At the twelfth session a further dossier was read out consisting of various documents which he had sent to the emperor: Riedinger II 2. 522-568 (= Mansi XI 521-549). During this session the Council sent representatives (see Ioannes 32 and Paulos 3) to him to check on the validity of those documents; they found him living in a cell (ἐν ἑνὶ κελλίῳ) in the patriarchal palace, where they showed him the documents and he acknowledged them as genuine: Riedinger II 2. 560-562 (= Mansi XI 545). He and Stephanos 17 were found to have inserted the libelli of Vigilius into copies of the Acts of the Fifth Ecumenical Council (cf. Georgios 34); during an enquiry into the faith between him and the former patriarch of Constantinople, Theodore I (Theodoros 4), he and Stephanos 17 took a copy of the libelli from the patriarchal library and had copies made, giving one to the emperor: Riedinger II 2. 644-650, cf. also II 2. 532ff. (= Mansi XI 592-593, cf. also XI 528ff). The date of this must have been between 677 and 679, when Theodoros 4 was patriarch. The definition of the faith sent to the bishop of Rome, Agatho 1, recorded his dismissal as patriarch of Antioch because of his refusal to repent: Riedinger II 2. 889 (= Mansi XI 684-685). He is named as a former patriarch of Antioch and a monothelete in the imperial edict issued after the Council: Riedinger II 2. 834, line 18, 852, line 17 (= Mansi XI 700, 709).

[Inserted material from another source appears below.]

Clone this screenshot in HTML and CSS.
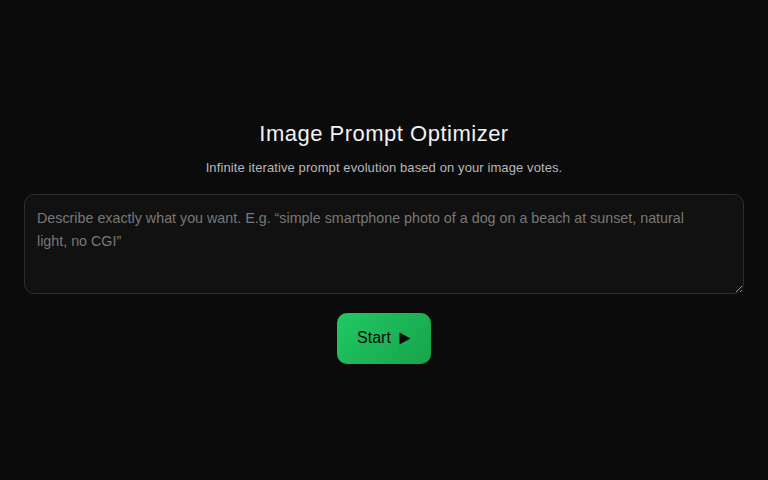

He and his monothelete companions were sent by the emperor to Rome, for the pope Leo II (Leo 16) to convince them of their errors: Riedinger II 2. 896, 864 (= Mansi XI 716, 724) (letters from the emperor to Leo 16 and to the bishops of Rome), Lib. Pont. 81. 14 ("in exilio in Romana directi sunt civitate"). In his reply to the emperor, Leo 16 admitted that they had so far resisted all his efforts of persuasion: Riedinger II 2. 878 (= Mansi XI 733) (dated 7 May in indiction 10, i.e. 682; 7 May must be wrong since the messengers from the emperor had not arrived in Rome then; they only arrived back from the Council in July 682, see Riedinger II 2. 870, line 10 = Mansi XI 727-8). After the death of Leo II (Leo 16) the attempt was continued by his successor Benedict II (Benediktos 3, bishop from June 684 to May 685), who sent his consiliarius Bonifatios 2 every day for forty days to talk to him, but without success: Mansi XII 1035-1038 (told to the Seventh Ecumenical Council by the papal representative, Petros 27).

He was convicted of heresy by the Council and exiled with his followers to Rome, where they were confined in various manasteries: Lib. Pont. 82. 2-3. Named among the leaders of the monothelete heresy condemned at the Sixth Ecumenical Council: Paul. Diac., Hist. Lang. VI 4. Patriarch of Antioch and a monothelete, he was condemned at the Sixth Ecumenical Council: Zon. XIV 21. 9.

Bishop of Antioch, he was condemned as a monothelete at the Council of Constantinople with his disciples Stephanos 17 and Polychronios 3: Photius, Ep. 1, line 332 (I 12 Laourdas-Westerink). Primate of Antioch, he refused to accept the heresy of Maximos 10, the doctrine of Two Wills; he argued against it at the Council of Constantinople, basing his arguments on Cyril of Alexandria; after the Council he was sent into exile at Rome where he remained in prison until his death: Mich. Syr. II 452.